Once known for its heavy industry, Carrington has become a fashionable retreat for many residents, with some opting for Carrington over popular inner city suburbs such as Cooks Hill.
Carrington sits on a spit on the opposite side of the Hunter River to Newcastle. Mayfield and Maryville border the area where the suburb connects to the mainland, while Islington and Wickham sit directly across from the main outcrop. Only four kilometres from Newcastle’s CBD, Carrington is accessed by the Cowper Street Bridge.

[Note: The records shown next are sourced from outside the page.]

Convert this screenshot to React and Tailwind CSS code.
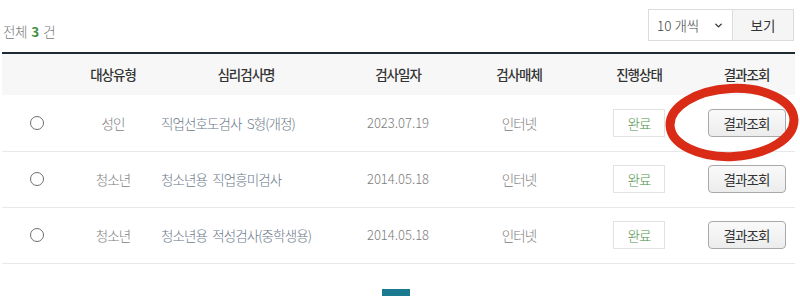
import { ChevronDown } from "lucide-react";

const rows = [
  { target: "성인", name: "직업선호도검사 S형(개정)", date: "2023.07.19", media: "인터넷" },
  { target: "청소년", name: "청소년용 직업흥미검사", date: "2014.05.18", media: "인터넷" },
  { target: "청소년", name: "청소년용 적성검사(중학생용)", date: "2014.05.18", media: "인터넷" },
];

const App = () => {
  return (
    <div
      className="relative w-[800px] h-[296px] overflow-hidden bg-white"
      style={{ fontFamily: '"Noto Sans CJK KR", "Noto Sans", sans-serif' }}
    >
      {/* top bar */}
      <div className="flex justify-between pt-[9px] pl-[3px] pr-[6px] h-[52px]">
        <span className="mt-[12px] text-[13.5px] leading-[20px] text-[#7a7a7a] font-light tracking-[-0.5px] [word-spacing:2px]">
          전체 <b className="font-bold text-[#3f8f3f]">3</b> 건
        </span>
        <div className="flex h-[32px]">
          <div className="flex items-center justify-between w-[85px] border border-[#dcdcdc] bg-white pl-[8px] pr-[8px] text-[13.5px] text-[#444] font-light">
            <span>10 개씩</span>
            <ChevronDown size={11} strokeWidth={3} className="text-[#333]" />
          </div>
          <button className="w-[61px] border border-l-0 border-[#dcdcdc] bg-[#f5f5f5] text-[13.5px] text-[#333]">
            보기
          </button>
        </div>
      </div>

      {/* table */}
      <table className="ml-[2px] w-[793px] table-fixed border-collapse border-t-2 border-[#1f2b33] text-[13.5px]">
        <colgroup>
          <col className="w-[70px]" />
          <col className="w-[82px]" />
          <col className="w-[184px]" />
          <col className="w-[120px]" />
          <col className="w-[122px]" />
          <col className="w-[118px]" />
          <col className="w-[97px]" />
        </colgroup>
        <thead>
          <tr className="h-[42px] bg-[#f7f7f7] text-[#333] tracking-[-1px]">
            <th></th>
            <th className="font-medium">대상유형</th>
            <th className="font-medium">심리검사명</th>
            <th className="font-medium">검사일자</th>
            <th className="font-medium">검사매체</th>
            <th className="font-medium">진행상태</th>
            <th className="font-medium">결과조회</th>
          </tr>
        </thead>
        <tbody>
          {rows.map((r, i) => (
            <tr key={i} className="h-[56px] border-b border-[#e8e8e8] text-[#7c7c7c] font-light">
              <td>
                <div className="mx-auto w-[14px] h-[14px] rounded-full border border-[#6f6f6f] bg-white" />
              </td>
              <td className="text-center tracking-[-0.9px]">{r.target}</td>
              <td className="pl-[7px] text-left text-[#6c7989] whitespace-nowrap tracking-[-0.9px] [word-spacing:3px]">{r.name}</td>
              <td className="text-center text-[13px]">{r.date}</td>
              <td className="text-center tracking-[-0.9px]">{r.media}</td>
              <td>
                <div className="mx-auto flex items-center justify-center w-[52px] h-[28px] border border-[#e2e2e2] text-[#4f9247] tracking-[-0.9px]">
                  완료
                </div>
              </td>
              <td>
                <button className="mx-auto flex items-center justify-center w-[78px] h-[28px] rounded-[4px] border border-[#a8a8a8] bg-gradient-to-b from-[#fafafa] to-[#ececec] text-[#333] font-normal tracking-[-0.9px]">
                  결과조회
                </button>
              </td>
            </tr>
          ))}
        </tbody>
      </table>

      {/* pagination */}
      <div className="flex justify-center mt-[25px]">
        <div className="w-[28px] h-[28px] bg-[#1c7a90] -translate-x-[4px]" />
      </div>

      {/* red marker around first result button */}
      <svg className="absolute left-[664px] top-[81px]" width="136" height="84" viewBox="0 0 136 84">
        <ellipse
          cx="68"
          cy="41.5"
          rx="62"
          ry="34"
          fill="none"
          stroke="#d92b16"
          strokeWidth="9"
          transform="rotate(-3 68 41.5)"
        />
      </svg>
    </div>
  );
};

export default App;
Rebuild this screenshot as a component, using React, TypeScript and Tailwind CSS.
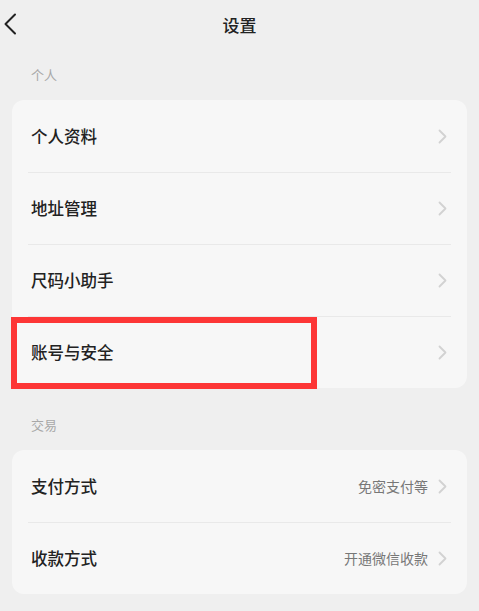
const font = { fontFamily: '"Noto Sans CJK SC", "Noto Sans", sans-serif' };

const Chevron = () => (
  <svg width="10" height="15" viewBox="0 0 10 15" fill="none" className="shrink-0">
    <path d="M1.5 1.5 L7.5 7.5 L1.5 13.5" stroke="#d2d2d2" strokeWidth="1.8" strokeLinecap="round" strokeLinejoin="round" />
  </svg>
);

type Row = { title: string; value?: string; highlight?: boolean };

const Section = ({ label, rows }: { label: string; rows: Row[] }) => (
  <div>
    <div className="pl-[31px] h-[50px] flex items-center text-[13px] text-[#a8a8a8]">{label}</div>
    <div className="mx-3 rounded-xl bg-[#f7f7f7]">
      {rows.map((row, i) => (
        <div key={row.title} className="relative">
          {i > 0 && <div className="mx-4 h-px bg-[#e9e9e9]" />}
          <div className={`${i > 0 ? 'h-[71px]' : 'h-[72px]'} flex items-center pl-[19px] pr-[19px]`}>
            <span className="flex-1 text-[16.5px] font-medium text-[#222]">{row.title}</span>
            {row.value && <span className="mr-[10px] text-[14px] text-[#777]">{row.value}</span>}
            <Chevron />
          </div>
          {row.highlight && (
            <div className="absolute left-[-1px] bottom-[-1px] w-[306px] h-[72px] border-[6px] border-[#fd3636]" />
          )}
        </div>
      ))}
    </div>
  </div>
);

export default function App() {
  return (
    <div className="w-[479px] h-[611px] bg-[#efefef] overflow-hidden" style={font}>
      <div className="relative h-[50px] flex items-center justify-center">
        <svg width="14" height="22" viewBox="0 0 14 22" fill="none" className="absolute left-[3px] top-[13px]">
          <path d="M12 1.5 L2.5 11 L12 20.5" stroke="#222" strokeWidth="2" strokeLinecap="round" strokeLinejoin="round" />
        </svg>
        <span className="text-[17px] font-medium text-[#222]">设置</span>
      </div>
      <Section
        label="个人"
        rows={[
          { title: '个人资料' },
          { title: '地址管理' },
          { title: '尺码小助手' },
          { title: '账号与安全', highlight: true },
        ]}
      />
      <div className="h-3" />
      <Section
        label="交易"
        rows={[
          { title: '支付方式', value: '免密支付等' },
          { title: '收款方式', value: '开通微信收款' },
        ]}
      />
    </div>
  );
}
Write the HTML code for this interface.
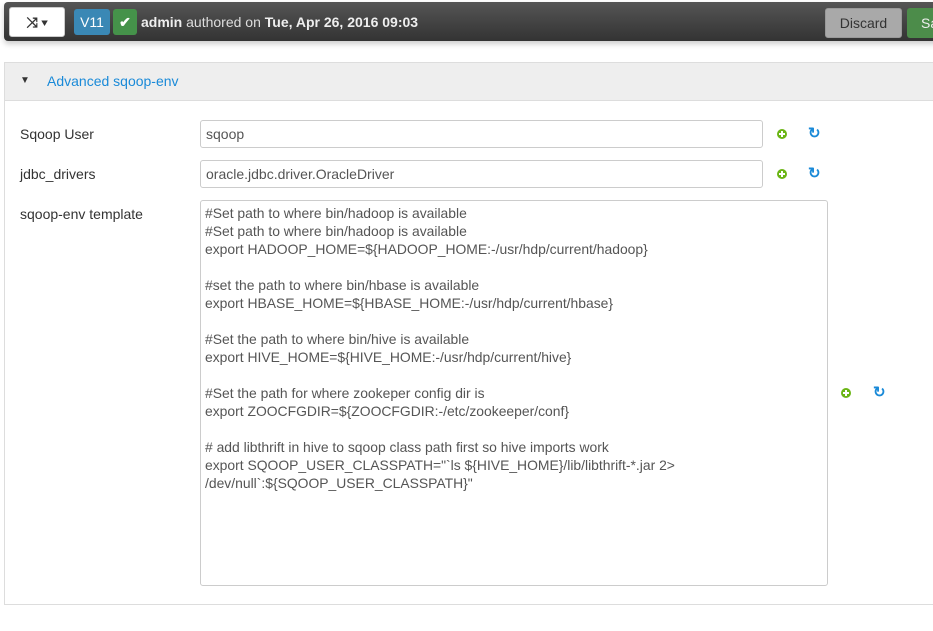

Named after former NSW Governor Lord Carrington, the suburb is essentially a town built on a mud island. It was known by the Indigenous population as wuna-r tee or ‘place of the mud crab’. Originally the land was quite small, but ships dumping ballast and other reclamation work eventually saw its size increase. In the 1860s the land became a residential suburb and a retreat for people who wanted to leave the buzz of the city. It still has quite a few historical buildings including the Hydraulic Power Station, built in 1977, and the Carrington Council Chambers, built in 1888.
“AS CARRINGTON CONTINUES TO BOOM, SO TOO DOES ITS CAFE CULTURE. THE SUBURB IS ALSO HOME TO SOME LOVELY RESTAURANTS, WHICH OFFER A SELECTION OF CUISINES.”